Paris-16e

Agapes des antipodes

Musée Dapper, jusqu'au 12 juillet 2015

Par Bérénice Geoffroy-Schneiter · L'ŒIL

Le 22 janvier 2015 - 314 mots

« Montre-moi ce que tu manges, et je te dirai qui tu es », semblent nous dire les cuillères, jarres, pots, statues et porteuses d’offrandes rassemblés au Musée Dapper, à Paris.

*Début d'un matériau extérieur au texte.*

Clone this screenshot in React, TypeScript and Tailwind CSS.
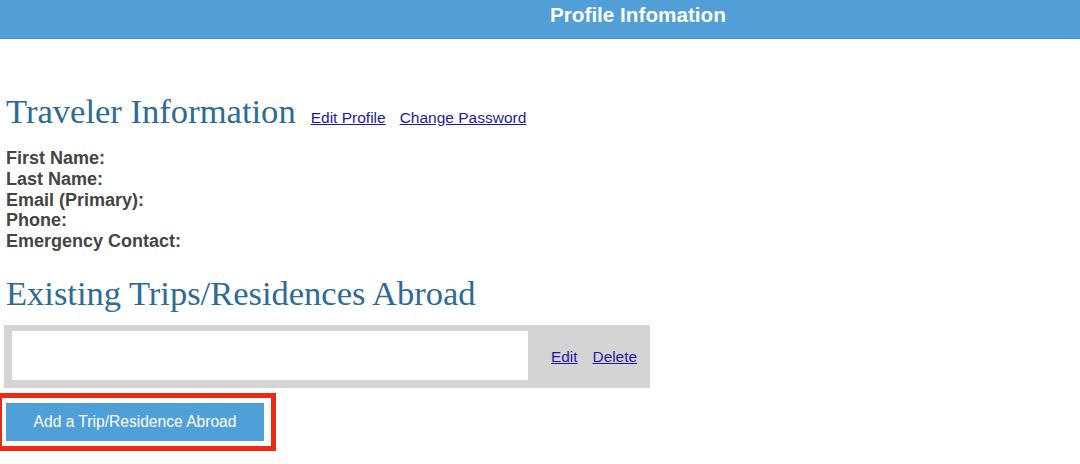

Loin d’être anecdotique, manger est en effet un acte social qui inscrit l’individu au sein du groupe, selon des rituels et des codes précis. En outre, l’art de la table stimule l’imaginaire des peuples, engendrant des langages esthétiques d’une inventivité inouïe, comme le montrent les magnifiques pièces sélectionnées par Christiane Falgayrettes-Leveau et Anne Van Cutsem-Vanderstraete, les deux commissaires de l’exposition. Découvrant des affinités entre des pratiques venues d’Afrique, d’Océanie, d’Indonésie et des Philippines, le visiteur déambule ainsi avec gourmandise entre ces bols ventrus ou ces plats géants qui disent le plaisir du partage lors des banquets accompagnant les mariages. Chez bien des peuples, la consommation de viande ou de poisson demeure exceptionnelle, aussi bien des gestes propitiatoires entourent le départ à la pêche ou à la chasse. L’exposition montre ainsi un extraordinaire assommoir à porcs mélanésien prêté par le Museum Rietberg de Zurich : les populations de l’archipel du Vanuatu n’hésitent pas en effet à abattre une centaine de bêtes en vue de leurs gigantesques festins !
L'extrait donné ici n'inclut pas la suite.